Em seguida, a professora justifica sua opção pela robótica e pela tecnologia. Ela explica que é preciso desmistificar esses conceitos e optar pela cultura “maker”: o velho “faça você mesmo” reinventado no “faça antes e reflita depois”. Aprender fazendo, errando, repetindo e acertando. Mas isso só é possível com a participação dos alunos.

“A criança tem que ser trazida para o centro do processo de aprendizagem. Que ela se torne protagonista. E a escola só faz sentido se a criança vivenciar esse protagonismo”, diz.

É a deixa para, em seguida, Débora distribuir canetas, pilhas, fios, dezenas de pequenos motores de brinquedo, cola quente, fita isolante e ferramentas. No centro da sala, uma enorme folha parda estendida no chão ainda despertava curiosidade dos presentes. “Nós vamos fazer esse monte de lixo pintar o papel?”, pergunta uma professora russa, surpresa. “Vocês vão montar esse robozinho em exatamente 12 minutos”, diz Débora, arrancando risos desconfiados da plateia. “Por isso, vocês vão exercitar a colaboração”.

Aula experimental da professora Débora Garofalo, em Dubai — Foto: Fabrício Vitorino

Ao longo dos 12 minutos, as mesas, compostas por seis pessoas em média, tentavam entender quais peças se encaixavam, o que fazer com a cola quente, quais fios passavam por onde e se ligavam ao que e, mais importante, conversavam. Algumas mesas eram compostas por delegados de muitas nacionalidades: eslovacos, russos, americanos, franceses, australianos, brasileiros, chineses, indonésios, indianos, paquistaneses, nigerianos, quenianos... Todos buscando colaborar, encontrar saídas criativas e soluções engenhosas para fazer seus robozinhos se mexerem e pintarem o papel.

Jayse Ferreira, brasileiro que ficou na lista dos 50 melhores professores do mundo, ajuda “alunos” na aula de Débora Garofalo — Foto: Fabrício Vitorino

E aí aparece Jayse Ferreira, outro professor brasileiro que entrou no top 50 do ranking de melhores professores do mundo – mas não ficou entre os 10 finalistas. Fotografando, filmando, rodando de mesa em mesa, explicando, orientando e atuando como um facilitador, Jayse mostrou tua sua generosidade ao ajudar a colega Débora. “Quem quer que ganhe, é o Brasil. Eu nunca vi Débora como uma concorrente e nós não viemos lutar pelo prêmio, nós lutamos pela educação. Nós queremos mostrar que o Brasil tem trabalho de qualidade apesar de toda a dificuldade”, diz o professor que ensina artes na rede estadual de Itambé, em Pernambuco.

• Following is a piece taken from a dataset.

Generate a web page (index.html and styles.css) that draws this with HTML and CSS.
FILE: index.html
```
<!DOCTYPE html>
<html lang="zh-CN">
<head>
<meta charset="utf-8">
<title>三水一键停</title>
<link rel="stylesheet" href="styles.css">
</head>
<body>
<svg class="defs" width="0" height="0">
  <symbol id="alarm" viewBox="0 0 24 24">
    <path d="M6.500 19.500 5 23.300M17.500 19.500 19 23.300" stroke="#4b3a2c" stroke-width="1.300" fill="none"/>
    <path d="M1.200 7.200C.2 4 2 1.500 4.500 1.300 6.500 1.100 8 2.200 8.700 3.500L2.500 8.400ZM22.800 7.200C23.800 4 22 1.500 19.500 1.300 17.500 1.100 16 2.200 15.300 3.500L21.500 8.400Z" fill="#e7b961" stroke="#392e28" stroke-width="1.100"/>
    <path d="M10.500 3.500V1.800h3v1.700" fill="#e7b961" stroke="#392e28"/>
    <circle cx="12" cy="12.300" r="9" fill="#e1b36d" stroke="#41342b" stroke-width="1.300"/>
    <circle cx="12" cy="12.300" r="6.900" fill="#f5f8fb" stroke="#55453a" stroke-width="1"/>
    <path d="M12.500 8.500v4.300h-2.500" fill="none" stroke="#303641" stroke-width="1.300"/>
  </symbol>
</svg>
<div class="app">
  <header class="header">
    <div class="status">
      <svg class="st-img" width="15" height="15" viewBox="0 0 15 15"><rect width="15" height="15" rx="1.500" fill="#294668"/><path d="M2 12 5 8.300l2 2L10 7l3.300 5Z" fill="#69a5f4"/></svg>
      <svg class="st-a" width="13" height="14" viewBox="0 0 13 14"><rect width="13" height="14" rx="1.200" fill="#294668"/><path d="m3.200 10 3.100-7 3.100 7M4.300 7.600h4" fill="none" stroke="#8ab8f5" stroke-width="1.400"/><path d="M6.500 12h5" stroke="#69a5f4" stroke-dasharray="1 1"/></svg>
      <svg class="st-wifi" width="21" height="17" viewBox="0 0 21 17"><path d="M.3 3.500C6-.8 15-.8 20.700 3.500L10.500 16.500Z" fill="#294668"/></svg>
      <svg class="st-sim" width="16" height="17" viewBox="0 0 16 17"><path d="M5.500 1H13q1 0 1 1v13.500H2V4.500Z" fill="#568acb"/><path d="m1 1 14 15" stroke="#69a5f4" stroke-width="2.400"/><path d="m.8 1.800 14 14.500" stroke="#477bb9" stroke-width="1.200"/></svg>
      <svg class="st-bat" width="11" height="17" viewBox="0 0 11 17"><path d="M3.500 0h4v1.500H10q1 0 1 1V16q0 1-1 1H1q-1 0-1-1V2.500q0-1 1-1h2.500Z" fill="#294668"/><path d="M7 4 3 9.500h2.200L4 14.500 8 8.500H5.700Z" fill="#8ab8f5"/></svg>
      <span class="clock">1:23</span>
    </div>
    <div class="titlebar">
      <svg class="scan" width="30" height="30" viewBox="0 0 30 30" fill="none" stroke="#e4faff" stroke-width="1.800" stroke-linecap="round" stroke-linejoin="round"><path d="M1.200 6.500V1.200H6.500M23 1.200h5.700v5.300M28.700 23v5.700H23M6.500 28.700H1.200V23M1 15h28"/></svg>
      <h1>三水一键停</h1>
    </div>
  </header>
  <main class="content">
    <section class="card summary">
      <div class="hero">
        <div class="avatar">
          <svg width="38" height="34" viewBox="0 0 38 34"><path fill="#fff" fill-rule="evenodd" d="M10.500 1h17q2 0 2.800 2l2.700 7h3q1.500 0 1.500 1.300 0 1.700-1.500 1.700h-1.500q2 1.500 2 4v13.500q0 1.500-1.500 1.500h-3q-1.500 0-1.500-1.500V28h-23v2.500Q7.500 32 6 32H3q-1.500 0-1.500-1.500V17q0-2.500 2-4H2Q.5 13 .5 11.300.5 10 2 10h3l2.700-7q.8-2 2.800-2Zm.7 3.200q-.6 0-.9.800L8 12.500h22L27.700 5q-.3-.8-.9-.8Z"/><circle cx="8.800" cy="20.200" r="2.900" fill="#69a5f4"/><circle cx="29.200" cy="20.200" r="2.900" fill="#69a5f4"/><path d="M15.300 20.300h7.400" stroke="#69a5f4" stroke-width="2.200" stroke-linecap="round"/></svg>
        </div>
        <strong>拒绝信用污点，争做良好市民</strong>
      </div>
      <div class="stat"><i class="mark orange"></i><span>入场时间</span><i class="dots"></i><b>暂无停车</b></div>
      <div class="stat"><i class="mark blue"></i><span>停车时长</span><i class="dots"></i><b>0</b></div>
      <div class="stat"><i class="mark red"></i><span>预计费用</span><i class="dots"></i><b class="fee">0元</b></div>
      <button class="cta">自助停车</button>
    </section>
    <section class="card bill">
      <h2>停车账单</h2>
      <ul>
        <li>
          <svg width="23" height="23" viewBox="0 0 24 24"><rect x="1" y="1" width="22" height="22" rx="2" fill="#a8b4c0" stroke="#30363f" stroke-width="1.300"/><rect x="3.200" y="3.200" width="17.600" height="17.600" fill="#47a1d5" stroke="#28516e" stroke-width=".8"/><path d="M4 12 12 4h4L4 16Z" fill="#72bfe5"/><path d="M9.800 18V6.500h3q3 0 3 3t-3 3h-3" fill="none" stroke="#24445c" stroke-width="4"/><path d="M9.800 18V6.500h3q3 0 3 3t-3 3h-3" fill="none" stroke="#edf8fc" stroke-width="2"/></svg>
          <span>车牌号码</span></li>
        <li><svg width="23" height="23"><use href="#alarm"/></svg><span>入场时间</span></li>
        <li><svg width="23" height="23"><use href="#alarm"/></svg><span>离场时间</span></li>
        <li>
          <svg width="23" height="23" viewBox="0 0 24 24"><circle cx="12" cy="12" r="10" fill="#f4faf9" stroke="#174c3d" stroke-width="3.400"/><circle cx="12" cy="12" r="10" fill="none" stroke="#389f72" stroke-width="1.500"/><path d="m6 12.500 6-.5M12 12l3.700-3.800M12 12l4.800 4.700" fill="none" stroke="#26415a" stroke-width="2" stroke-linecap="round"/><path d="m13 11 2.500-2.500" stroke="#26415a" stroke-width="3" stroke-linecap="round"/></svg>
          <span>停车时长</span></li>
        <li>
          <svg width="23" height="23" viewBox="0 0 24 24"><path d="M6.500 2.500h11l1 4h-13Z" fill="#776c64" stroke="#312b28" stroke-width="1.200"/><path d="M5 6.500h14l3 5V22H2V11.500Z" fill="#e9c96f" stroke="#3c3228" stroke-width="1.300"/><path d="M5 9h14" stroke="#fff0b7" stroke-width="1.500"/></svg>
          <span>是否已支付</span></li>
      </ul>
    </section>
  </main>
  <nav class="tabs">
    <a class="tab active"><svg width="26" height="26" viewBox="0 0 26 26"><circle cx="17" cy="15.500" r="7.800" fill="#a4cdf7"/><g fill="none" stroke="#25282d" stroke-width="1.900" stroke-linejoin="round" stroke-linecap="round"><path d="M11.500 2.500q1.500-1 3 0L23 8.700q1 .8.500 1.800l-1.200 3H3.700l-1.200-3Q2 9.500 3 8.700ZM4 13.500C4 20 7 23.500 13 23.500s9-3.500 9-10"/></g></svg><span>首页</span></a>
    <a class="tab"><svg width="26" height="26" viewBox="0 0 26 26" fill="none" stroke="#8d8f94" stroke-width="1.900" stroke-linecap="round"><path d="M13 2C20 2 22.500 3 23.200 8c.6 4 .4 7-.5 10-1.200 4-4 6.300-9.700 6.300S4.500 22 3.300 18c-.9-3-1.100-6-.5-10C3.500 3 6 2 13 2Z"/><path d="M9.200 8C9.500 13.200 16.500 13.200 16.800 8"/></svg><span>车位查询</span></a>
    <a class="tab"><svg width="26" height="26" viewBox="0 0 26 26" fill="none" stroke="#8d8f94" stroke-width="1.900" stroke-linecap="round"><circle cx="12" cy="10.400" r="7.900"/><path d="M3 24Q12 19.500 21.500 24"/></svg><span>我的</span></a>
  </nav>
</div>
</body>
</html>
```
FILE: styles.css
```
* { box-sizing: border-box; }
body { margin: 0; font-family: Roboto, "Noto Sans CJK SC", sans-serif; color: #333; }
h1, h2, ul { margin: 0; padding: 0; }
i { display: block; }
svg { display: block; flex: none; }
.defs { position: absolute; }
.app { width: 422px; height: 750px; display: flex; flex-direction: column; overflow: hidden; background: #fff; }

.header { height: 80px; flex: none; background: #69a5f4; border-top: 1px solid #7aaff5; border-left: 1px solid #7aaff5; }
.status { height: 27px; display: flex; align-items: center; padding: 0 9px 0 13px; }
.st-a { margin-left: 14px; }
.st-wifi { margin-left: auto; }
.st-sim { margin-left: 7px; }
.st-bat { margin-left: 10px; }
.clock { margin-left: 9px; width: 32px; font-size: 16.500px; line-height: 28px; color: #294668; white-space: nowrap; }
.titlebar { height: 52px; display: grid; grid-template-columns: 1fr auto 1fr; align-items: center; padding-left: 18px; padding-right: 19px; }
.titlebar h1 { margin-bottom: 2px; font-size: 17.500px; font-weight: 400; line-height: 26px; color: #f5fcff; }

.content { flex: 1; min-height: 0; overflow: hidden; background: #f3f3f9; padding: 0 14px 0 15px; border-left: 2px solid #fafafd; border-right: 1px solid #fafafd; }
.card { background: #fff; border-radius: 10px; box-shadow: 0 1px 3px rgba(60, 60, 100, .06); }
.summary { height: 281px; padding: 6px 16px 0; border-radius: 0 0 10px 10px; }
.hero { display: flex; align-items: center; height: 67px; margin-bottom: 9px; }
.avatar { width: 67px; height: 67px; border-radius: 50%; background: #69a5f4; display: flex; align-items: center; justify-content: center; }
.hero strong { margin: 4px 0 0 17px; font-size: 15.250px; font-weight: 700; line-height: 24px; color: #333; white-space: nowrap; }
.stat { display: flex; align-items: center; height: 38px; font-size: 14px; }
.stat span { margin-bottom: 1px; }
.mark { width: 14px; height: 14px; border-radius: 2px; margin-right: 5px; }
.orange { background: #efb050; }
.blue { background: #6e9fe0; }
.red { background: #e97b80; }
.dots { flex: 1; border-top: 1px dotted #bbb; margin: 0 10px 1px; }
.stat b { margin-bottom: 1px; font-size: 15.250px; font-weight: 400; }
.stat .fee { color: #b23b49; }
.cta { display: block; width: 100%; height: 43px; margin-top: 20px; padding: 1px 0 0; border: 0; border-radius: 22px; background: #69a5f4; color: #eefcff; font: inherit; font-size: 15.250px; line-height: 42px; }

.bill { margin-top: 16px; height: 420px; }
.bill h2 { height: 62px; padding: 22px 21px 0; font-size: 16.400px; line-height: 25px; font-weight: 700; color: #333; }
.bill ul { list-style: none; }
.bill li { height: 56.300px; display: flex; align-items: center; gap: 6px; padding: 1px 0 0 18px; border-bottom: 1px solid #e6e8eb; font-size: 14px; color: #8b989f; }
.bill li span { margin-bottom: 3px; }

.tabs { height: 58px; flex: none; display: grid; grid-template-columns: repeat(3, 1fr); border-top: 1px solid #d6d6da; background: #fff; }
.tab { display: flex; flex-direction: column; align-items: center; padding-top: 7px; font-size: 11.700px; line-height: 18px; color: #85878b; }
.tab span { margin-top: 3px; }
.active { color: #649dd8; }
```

Alunos de diferentes países conversam e montam robôs a partir do lixo — Foto: Fabrício Vitorino

No final dos 12 minutos, quando os primeiros robôs já pintavam o papel pardo estendido no chão da sala de aula de Dubai, Débora pega o microfone e lembra: “Parabéns. Percebam que vocês usaram lixo para fazer robôs”.

E nem a língua não foi um empecilho, diz a brasileira: “Fomos na mímica, na simpatia, vendo tudo o que eles usaram de colaboração, empatia, resolução de problemas”. Mas, perguntada se os adultos de Dubai foram mais rápidos que as crianças de São Paulo, Débora dá uma pausa, olha fixo e diz, com uma sonora gargalhada: “Foram mais devagar”.

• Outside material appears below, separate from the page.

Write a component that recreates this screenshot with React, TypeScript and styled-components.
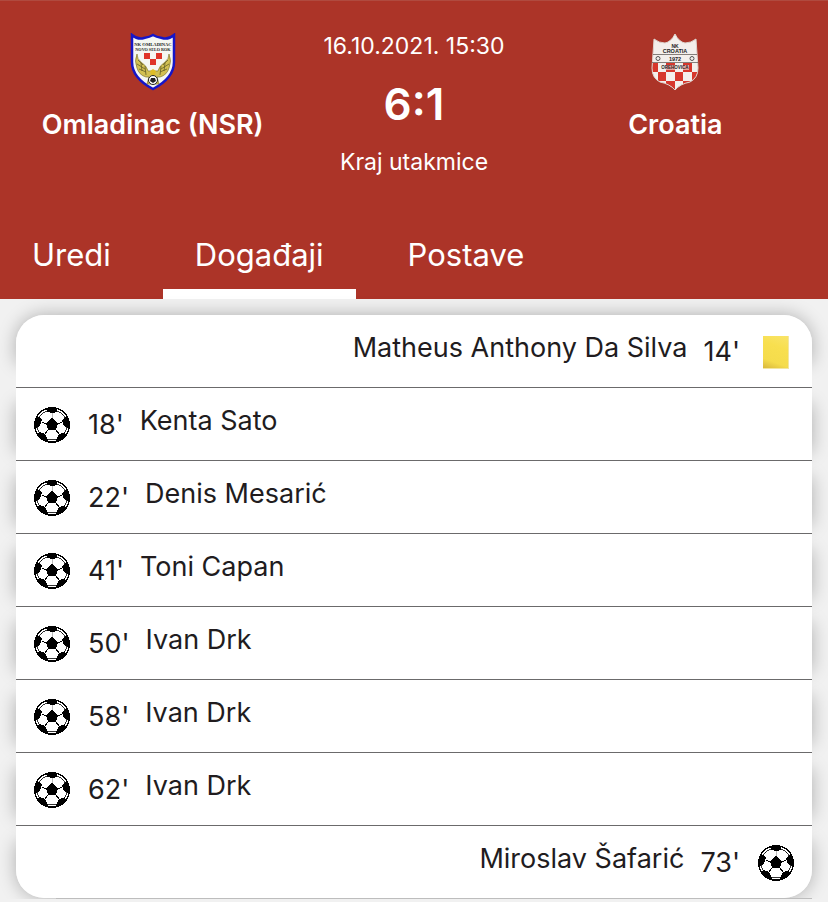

Robôs com pernas de canetinha pintam o chão após aula de Débora Garofalo, em Dubai — Foto: Fabrício Vitorino

Enquanto as pernas de robôs – feitas de canetinha – rabiscavam círculos irregulares, as equipes comemoravam efusivamente, com aplausos, apertos de mão, gritos de “yes” e abraços. Pareciam crianças. E, naquele momento, os cerca de 50 delegados de dezenas de países do mundo se sentiram exatamente como as crianças da escola Ary Parreiras, na periferia de São Paulo: transformando, todos os dias, o lixo em robôs.